Looking back I am not sure when the exact moment was that I had fully slipped away from myself. I ran away deep into the forest, this forest swallowed me whole. I got so turned around in the tall trees, grassy, mossy trails but most of all I got mesmerized by the forests beauty, the light shining through, the dark spots in the night and the beautiful melody she sang to put me to sleep. I was taken captive of her for years, avoiding the reality of my life and before I knew it was so misdirected and lured by the mystery of the shadows it took over me.
I was so disconnected from myself that I had completely lost sight of who I was as a person. When I started to come out of the darkness, and it was dark, lonely, suffocating and all consuming my sight was narrow and constricted. It took years for my eyes to readjust to the true light and the beauty within that. I felt so broken and deflated that I didn’t even know where to start to repair myself.
It took me years to come back, to come back home to a place that once resided. Once I arrived home it felt so familiar and comfortable.
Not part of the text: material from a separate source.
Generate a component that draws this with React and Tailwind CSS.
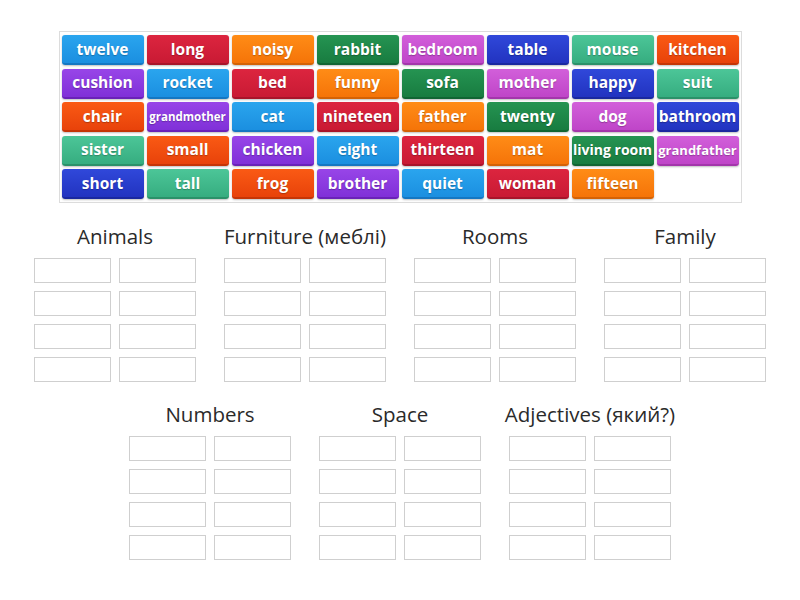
const COLORS = {
  blue: "bg-gradient-to-b from-[#2aa5ee] to-[#1b8fe0] border-b-[#1577c2]",
  red: "bg-gradient-to-b from-[#dc253f] to-[#c91a34] border-b-[#a8142a]",
  orange: "bg-gradient-to-b from-[#ff8c16] to-[#f57408] border-b-[#d46205]",
  darkgreen: "bg-gradient-to-b from-[#259452] to-[#187c40] border-b-[#116533]",
  magenta: "bg-gradient-to-b from-[#d25fda] to-[#bf45c8] border-b-[#a336ab]",
  darkblue: "bg-gradient-to-b from-[#3048da] to-[#2233c0] border-b-[#1a289f]",
  mint: "bg-gradient-to-b from-[#4cc698] to-[#36ad80] border-b-[#2b9169]",
  orangered: "bg-gradient-to-b from-[#fa5a14] to-[#e8420a] border-b-[#c53506]",
  purple: "bg-gradient-to-b from-[#9845e8] to-[#8030d8] border-b-[#6a22b8]",
};

const ORDER = ["blue", "red", "orange", "darkgreen", "magenta", "darkblue", "mint", "orangered", "purple"];

const WORDS = [
  "twelve", "long", "noisy", "rabbit", "bedroom", "table", "mouse", "kitchen",
  "cushion", "rocket", "bed", "funny", "sofa", "mother", "happy", "suit",
  "chair", "grandmother", "cat", "nineteen", "father", "twenty", "dog", "bathroom",
  "sister", "small", "chicken", "eight", "thirteen", "mat", "living room", "grandfather",
  "short", "tall", "frog", "brother", "quiet", "woman", "fifteen",
];

// long words get squeezed to fit the tile
const SIZES = {
  grandmother: "text-[11.5px]",
  grandfather: "text-[13px]",
  "living room": "text-[14px]",
};

const GROUPS_TOP = ["Animals", "Furniture (меблі)", "Rooms", "Family"];
const GROUPS_BOTTOM = ["Numbers", "Space", "Adjectives (який?)"];

function Tile({ word, color }) {
  return (
    <div
      className={`h-[30px] pt-[1px] rounded-[3px] border-b-2 flex items-center justify-center text-white font-bold leading-none whitespace-nowrap shadow-[0_1px_2px_rgba(0,0,0,0.25)] [text-shadow:0_1px_1px_rgba(0,0,0,0.25)] ${COLORS[color]} ${SIZES[word] || "text-[15.5px]"}`}
    >
      {word}
    </div>
  );
}

function Group({ title }) {
  return (
    <div className="w-[162px]">
      <div className="flex justify-center">
        <h2 className="whitespace-nowrap text-[20.5px] leading-[28px] text-[#2a2a2a]">{title}</h2>
      </div>
      <div className="mt-[8px] grid grid-cols-2 gap-x-[8px] gap-y-[8px]">
        {Array.from({ length: 8 }).map((_, i) => (
          <div key={i} className="h-[25px] border border-[#cfcfcf] bg-white" />
        ))}
      </div>
    </div>
  );
}

export default function App() {
  return (
    <div className="w-[800px] h-[600px] bg-white overflow-hidden" style={{ fontFamily: '"Open Sans", "Noto Sans", sans-serif' }}>
      <div className="mt-[31px] mx-auto w-[683px] border border-[#dcdcdc] px-[2px] py-[3px] grid grid-cols-8 gap-x-[3px] gap-y-[3.5px]">
        {WORDS.map((w, i) => (
          <Tile key={w} word={w} color={ORDER[i % ORDER.length]} />
        ))}
      </div>

      <div className="mt-[19px] flex flex-col items-center gap-y-[18px]">
        <div className="flex gap-x-[28px]">
          {GROUPS_TOP.map((g) => (
            <Group key={g} title={g} />
          ))}
        </div>
        <div className="flex gap-x-[28px]">
          {GROUPS_BOTTOM.map((g) => (
            <Group key={g} title={g} />
          ))}
        </div>
      </div>
    </div>
  );
}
I had spent so many years in the forest of darkness that home was a distant memory but coming back was a sweet reunion with self.
I share this as an manifesto to the women who have lost themselves…
To all the women who diminish themselves
To all the women who put themselves last
To all the women who make excuses for why they are still in relationships that aren’t serving them.
To all the women who feel they aren’t enough
To all the women who think they can’t
To all the women who believe they aren’t worthy enough
To all the women who believe there is no light big enough to step into
I am here to tell you, you are enough
You are worthy, beautiful, powerful and embodied goddesses.